Dan’s Bacon Chocolate Chip Cookies
Makes approximately 36 cookies
- 1 Ib. thick-cut smoked/cured Main Street Meats bacon
- 3 cups all-purpose flour
- 3/4 tsp. baking soda
- 1/4 tsp. kosher salt
- 1 cup unsalted butter, room temperature
- 1 cup packed light brown sugar
- 1 cup granulated sugar
- 1 tsp. vanilla extract
- 2 large eggs, room temperature
- 3 cups (about 14 oz.) bittersweet or semi-sweet chocolate, coarsely chopped
- Fry bacon until crisp and drain on paper towels. Chop bacon into approximately 1/4-inch pieces and set aside.
- Whisk together flour, baking soda, and salt in a small bowl.
- In a separate mixing bowl, use a flat wooden spoon to beat together butter, both sugars, and vanilla until smooth. If you have a mixer, use the paddle attachment. Add eggs one at a time until thoroughly mixed. Stir in flour mixture, followed by bacon and chopped chocolate, and continue to mix until all thoroughly incorporated.
- Pour mixture onto a lightly floured work surface and divide dough into quarters. Shape each portion into a log 9-10 inches long. Wrap logs in plastic wrap and refrigerate at least 8 hours, but preferably 24 hours. The firmer they are when you cut them, the thicker the cookie.
- Preheat oven to 350° and line two baking sheets with parchment paper. Slice logs into disks 3/4-inch thick and place disks on the baking sheets about 3 inches apart on all sides.

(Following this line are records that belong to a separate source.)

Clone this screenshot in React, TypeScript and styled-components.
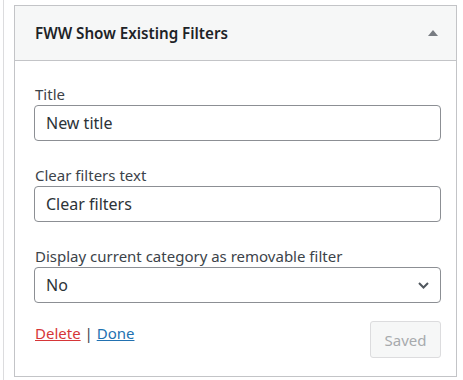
import styled, { createGlobalStyle } from "styled-components";

const GlobalStyle = createGlobalStyle`
  body {
    margin: 0;
    background: #fff;
    font-family: "Noto Sans", "Open Sans", sans-serif;
    color: #3c434a;
  }
`;

const Sidebar = styled.div`
  margin-left: 3px;
  border-left: 1px solid #dcdcde;
  padding: 5px 6px 4px 10px;
  min-height: 371px;
`;

const Widget = styled.div`
  width: 441px;
  border: 1px solid #c3c4c7;
  background: #fff;
`;

const WidgetHeader = styled.div`
  display: flex;
  align-items: center;
  justify-content: space-between;
  height: 54px;
  padding: 0 18px 0 20px;
  background: #f6f7f7;
  border-bottom: 1px solid #c3c4c7;
`;

const WidgetTitle = styled.h3`
  margin: 0;
  font-size: 15.2px;
  font-weight: 600;
  color: #1d2327;
`;

const Toggle = styled.span`
  width: 0;
  height: 0;
  border-left: 5px solid transparent;
  border-right: 5px solid transparent;
  border-bottom: 6px solid #787c82;
  margin-top: -1px;
`;

const WidgetBody = styled.div`
  display: flex;
  flex-direction: column;
  gap: 24px;
  padding: 23px 15px 18px 19px;
`;

const Field = styled.div`
  display: flex;
  flex-direction: column;
  gap: 1px;
`;

const Label = styled.label`
  font-size: 15px;
  line-height: 20px;
  padding-left: 1px;
  color: #3c434a;
`;

const TextInput = styled.input`
  box-sizing: border-box;
  width: 100%;
  height: 36px;
  margin: 0;
  padding: 0 11px;
  font: inherit;
  font-size: 16px;
  color: #2c3338;
  border: 1px solid #8c8f94;
  border-radius: 4px;
  background: #fff;
  outline: none;
`;

const SelectWrap = styled.div`
  position: relative;
`;

const Select = styled.select`
  box-sizing: border-box;
  width: 100%;
  height: 36px;
  margin: 0;
  padding: 0 30px 0 11px;
  font: inherit;
  font-size: 16px;
  color: #2c3338;
  border: 1px solid #8c8f94;
  border-radius: 4px;
  background: #fff;
  appearance: none;
  outline: none;
`;

const Chevron = styled.svg`
  position: absolute;
  right: 12px;
  top: 15px;
  pointer-events: none;
`;

const Actions = styled.div`
  display: flex;
  justify-content: space-between;
  align-items: flex-start;
  margin-top: -6px;
`;

const Links = styled.div`
  margin-top: 2px;
  padding-left: 1px;
  font-size: 15px;
  line-height: 20px;
  color: #3c434a;
`;

const Link = styled.a<{ $danger?: boolean }>`
  color: ${(p) => (p.$danger ? "#d63638" : "#2271b1")};
  text-decoration: underline;
  cursor: pointer;
`;

const SaveButton = styled.button`
  box-sizing: border-box;
  width: 71px;
  height: 37px;
  font: inherit;
  font-size: 15px;
  color: #a7aaad;
  background: #f6f7f7;
  border: 1px solid #dcdcde;
  border-radius: 3px;
  padding: 0;
`;

export default function App() {
  return (
    <>
      <GlobalStyle />
      <Sidebar>
        <Widget>
          <WidgetHeader>
            <WidgetTitle>FWW Show Existing Filters</WidgetTitle>
            <Toggle />
          </WidgetHeader>
          <WidgetBody>
            <Field>
              <Label htmlFor="title">Title</Label>
              <TextInput id="title" defaultValue="New title" />
            </Field>
            <Field>
              <Label htmlFor="clear">Clear filters text</Label>
              <TextInput id="clear" defaultValue="Clear filters" />
            </Field>
            <Field>
              <Label htmlFor="cat">Display current category as removable filter</Label>
              <SelectWrap>
                <Select id="cat" defaultValue="no">
                  <option value="no">No</option>
                  <option value="yes">Yes</option>
                </Select>
                <Chevron width="11" height="7" viewBox="0 0 11 7">
                  <path d="M1 1l4.5 4.5L10 1" fill="none" stroke="#50575e" strokeWidth="2" />
                </Chevron>
              </SelectWrap>
            </Field>
            <Actions>
              <Links>
                <Link $danger>Delete</Link> | <Link>Done</Link>
              </Links>
              <SaveButton disabled>Saved</SaveButton>
            </Actions>
          </WidgetBody>
        </Widget>
      </Sidebar>
    </>
  );
}
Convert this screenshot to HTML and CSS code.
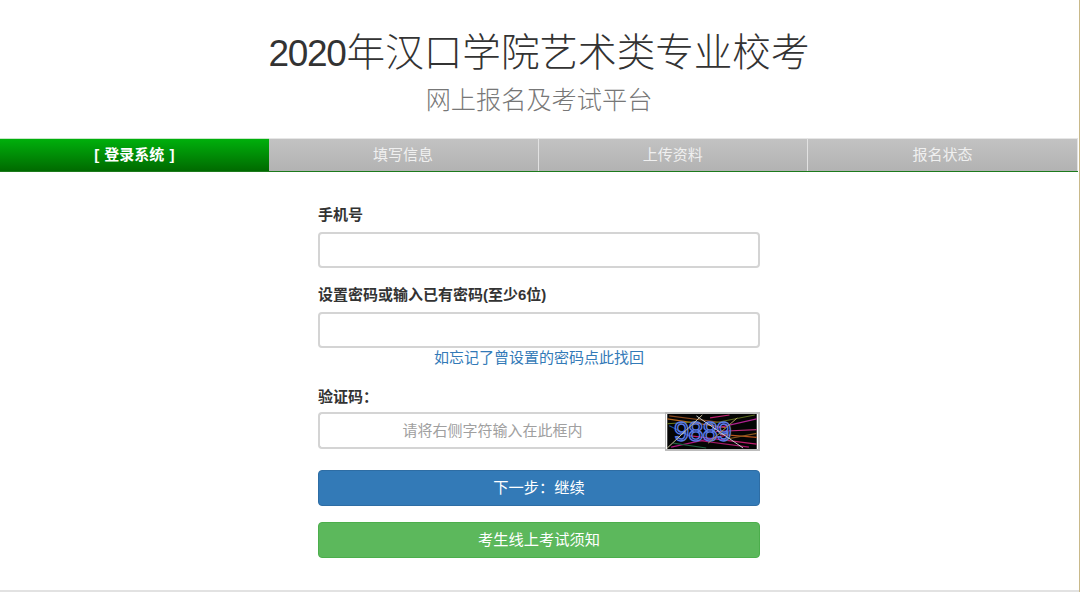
FILE: index.html
```html
<!DOCTYPE html>
<html lang="zh">
<head>
<meta charset="utf-8">
<title>2020年汉口学院艺术类专业校考</title>
<link rel="stylesheet" href="styles.css">
</head>
<body>
<div class="page">
  <header class="head">
    <h1><span class="num">2020</span>年汉口学院艺术类专业校考</h1>
    <h2>网上报名及考试平台</h2>
  </header>
  <nav class="steps">
    <div class="step active">[ 登录系统 ]</div>
    <div class="step">填写信息</div>
    <div class="step">上传资料</div>
    <div class="step">报名状态</div>
  </nav>
  <form class="form">
    <label class="lbl">手机号</label>
    <input class="field" type="text">
    <label class="lbl second">设置密码或输入已有密码(至少6位)</label>
    <input class="field" type="password">
    <a class="forgot" href="#">如忘记了曾设置的密码点此找回</a>
    <label class="lbl third">验证码：</label>
    <div class="captcha">
      <input class="field code" type="text" placeholder="请将右侧字符输入在此框内">
      <svg class="cap-img" viewBox="0 0 92 36" width="95" height="39" aria-label="验证码图片">
        <rect width="92" height="36" fill="#050505"/>
        <g stroke-width="1.2" fill="none">
          <path d="M0 5 L60 14" stroke="#b5651d"/>
          <path d="M2 2 L58 9" stroke="#8a4a20"/>
          <path d="M0 10 L30 8" stroke="#6a7a20"/>
          <path d="M20 22 L92 31" stroke="#c02070"/>
          <path d="M4 34 L60 22" stroke="#b01880"/>
          <path d="M30 27 L84 34" stroke="#a81868"/>
          <path d="M48 15 L92 5" stroke="#b02090"/>
          <path d="M44 10 L90 1" stroke="#5a6a20"/>
          <path d="M50 18 L92 16" stroke="#b82a78"/>
          <path d="M54 21 L92 24" stroke="#b8541c"/>
          <path d="M60 26 L92 20" stroke="#8a5a20"/>
          <path d="M2 12 L26 24" stroke="#2050a0"/>
          <path d="M6 30 L40 35" stroke="#206040"/>
          <path d="M44 4 L64 1" stroke="#c02070"/>
        </g>
        <text class="cap-digits" x="7" y="28">9889</text>
        <g stroke-width="1" fill="none">
          <path d="M0 35 L36 1" stroke="#cfc8a0"/>
          <path d="M30 2 L78 35" stroke="#cfcfcf"/>
          <path d="M42 30 L72 4" stroke="#b09a60"/>
        </g>
      </svg>
    </div>
    <button class="btn primary" type="button">下一步：继续</button>
    <button class="btn success" type="button">考生线上考试须知</button>
  </form>
</div>
</body>
</html>
```
FILE: styles.css
```css
* { box-sizing: border-box; }
html, body { margin: 0; padding: 0; height: 100%; background: #fff; overflow: hidden; }
body {
  font-family: "Helvetica Neue", "Liberation Sans", "Noto Sans CJK SC", sans-serif;
  font-size: 15px;
  color: #333;
}
.page {
  height: 592px;
  padding-right: 2px;
  box-shadow: inset -1px 0 0 #c9b98a, inset 0 -2px 0 #e2e2e2;
  display: flex;
  flex-direction: column;
}
.head { height: 138px; padding-top: 30px; text-align: center; }
h1 {
  margin: 0;
  font-size: 38.6px;
  font-weight: 300;
  line-height: 46px;
  color: #333;
}
.num { font-size: 37px; font-weight: 400; letter-spacing: -1.3px; margin-right: 1px; }
h2 {
  margin: 6px 0 0;
  font-size: 25.2px;
  font-weight: 300;
  line-height: 34px;
  color: #777;
}
.steps {
  display: flex;
  height: 34px;
  border-bottom: 1px solid #1c7a1c;
}
.step {
  flex: 1;
  text-align: center;
  line-height: 32px;
  color: #f0f0f0;
  background: linear-gradient(#c2c2c2, #b2b2b2);
  border-top: 1px solid #e6e6e6;
  border-right: 1px solid #e2e2e2;
}
.step.active {
  color: #fff;
  font-weight: 700;
  word-spacing: 1px;
  background: linear-gradient(#00b00c, #006a00);
  border-top-color: #c8e6c8;
  border-right: 0;
}
.form {
  width: 442px;
  margin: 0 auto;
  display: flex;
  flex-direction: column;
  align-items: stretch;
  padding-top: 33px;
}
.lbl {
  font-weight: 700;
  line-height: 20px;
  margin-bottom: 7px;
}
.lbl.second { margin-top: 17px; }
.lbl.third { margin-top: 19px; margin-bottom: 5px; }
.field {
  height: 36px;
  width: 100%;
  padding: 6px 12px;
  font: inherit;
  background: #fff;
  border: 2px solid #d4d4d4;
  border-radius: 4px;
  outline: 0;
}
.forgot {
  color: #337ab7;
  text-decoration: none;
  text-align: center;
  line-height: 20px;
}
.captcha { display: flex; height: 37px; align-items: flex-start; }
.code {
  flex: 1;
  min-width: 0;
  height: 37px;
  text-align: center;
  border-radius: 4px 0 0 4px;
  border-right: 0;
}
.code::placeholder { color: #a0a0a0; opacity: 1; }
.cap-img { flex: none; display: block; border: 2px solid #bdbdbd; border-left-width: 1px; }
.cap-digits {
  font-family: "Liberation Sans", sans-serif;
  font-size: 28px;
  fill: none;
  stroke: #5a7ce8;
  stroke-width: 1.4;
  letter-spacing: -1px;
}
.btn {
  height: 36px;
  font: inherit;
  font-size: 15.25px;
  color: #fff;
  border: 1px solid;
  border-radius: 4px;
  padding: 0 0 5px;
}
.primary { margin-top: 21px; background: #337ab7; border-color: #2e6da4; }
.success { margin-top: 16px; background: #5cb85c; border-color: #4cae4c; }
```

- Bake until cookies are lightly browned, about 10 minutes. For more even baking, give the baking sheets a 180-degree turn halfway through the cooking time. Remove cookies from the oven and allow to cool. Enjoy!
“The credit for this recipe actually goes to Main Street Meats, where I learned from one of the cooks, Milton White. Everyone loves the bacon at MSM, so much so that they begged us to create a dessert with it! Hey, if it’s bacon and chocolate, what could be better?”